Discovery can make going to the theater exhilarating: You can experience a play which covers familiar territory but doesn’t seem at all familiar. EAST OF BERLIN is one of those remarkable scripts, unearthed by the Apollinaire Theatre Company, presented as part of their international FOREIGN FEST. Canadian playwright Hannah Moskovitch comes at her subject (the legacy of the Holocaust) from an entirely surprising angle. At the heart of the story is the son of a Nazi doctor born after the war who knew little or nothing of his father’s crimes…until a school chum enlightens him. From then on, he is obsessed with the need for redemption. Moskovitch visits the sins of the father squarely on his shoulders and the weight, you can imagine, is unbearable.

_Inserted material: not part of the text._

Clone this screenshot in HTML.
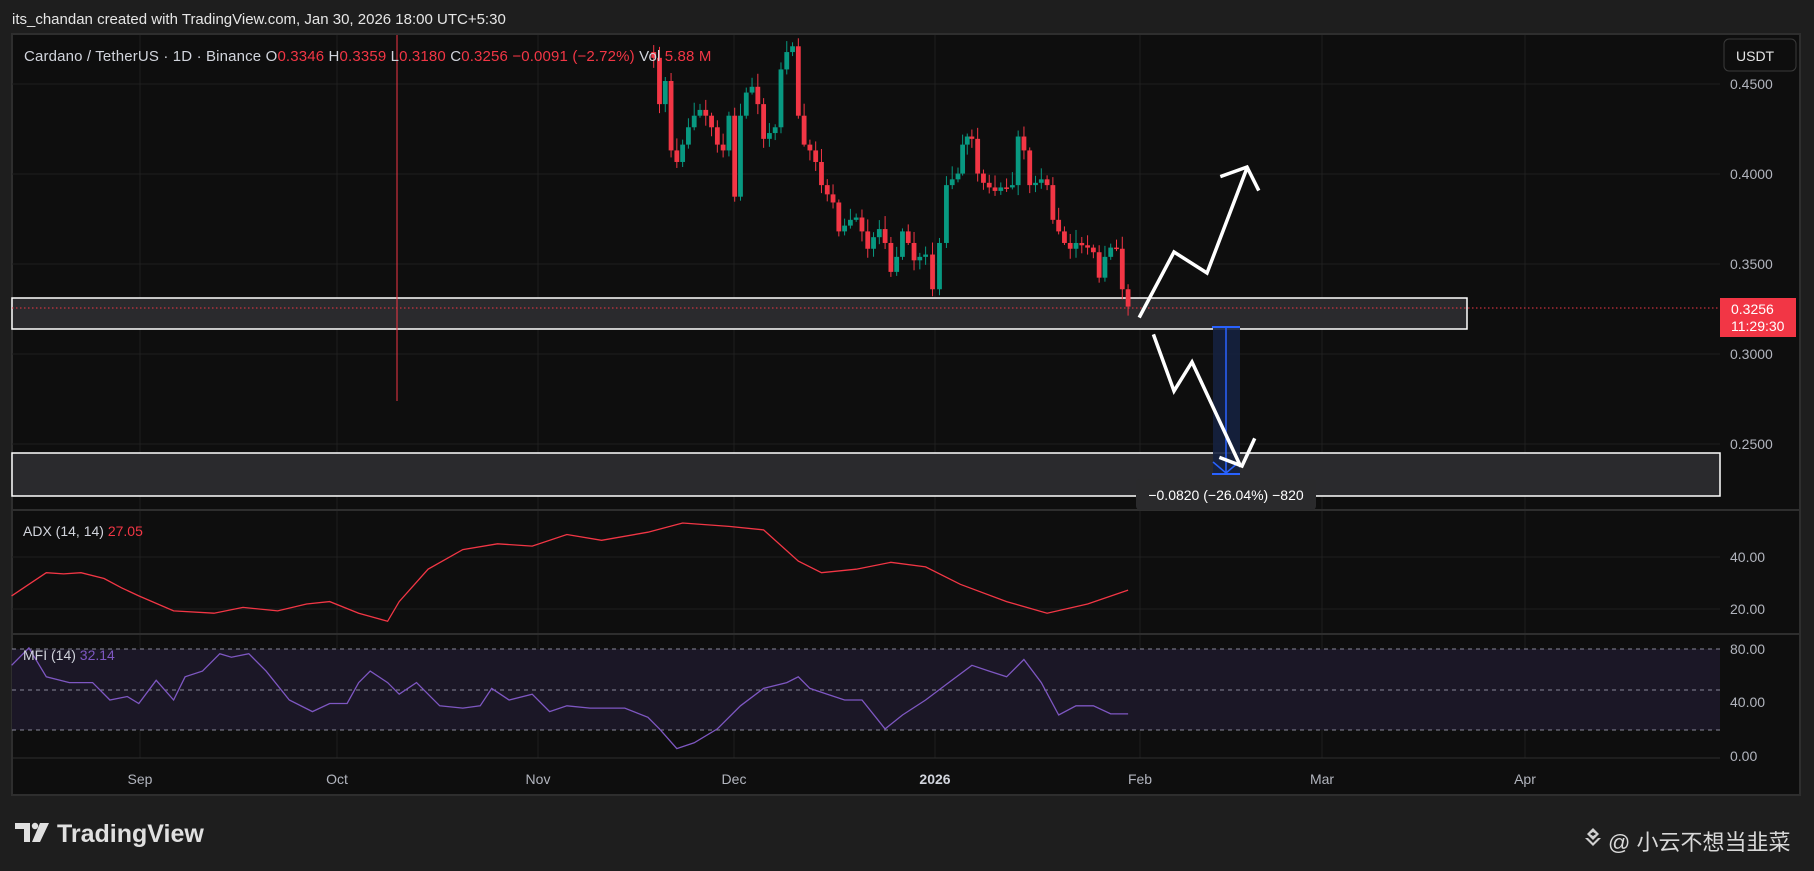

I’m writing this on Holocaust Remembrance Day … and thinking of the plays I’ve seen which try to address the horror, so many of which miss the mark. At the moment only two come to mind which left me shaking in my seat. (In my opinion if a play with this subject matter doesn’t leave you stunned, it didn’t do its job.) Double Edge Theatre’s SONG OF ABSENCE is one and Apollinaire’s EAST OF BERLIN is the other – both entirely different plays. The former uses breathtaking imagery to conjure the inhumanity and the latter uses a psychological juggernaut to deliver its blow.

Danielle Fauteux Jacques (who directs both the company and EAST OF BERLIN) paces the play flawlessly. We have no idea what’s coming our way (I give high praise to a script when I can’t guess the ending) until the playwright wants us to realize what’s driving the action. Evan Sanderson’s exquisite performance as the son is a harrowing depiction of sheer terror wrapped in an exterior of forced charm and affability. Harry Hobbs, as his childhood friend, brilliantly conveys hurt and betrayal and Alison Meirowitz is the lovely Jewish student who could be this tortured man’s salvation. But it’s Sanderson, on stage alone for most of the play, who transports us into the vortex of his guilt.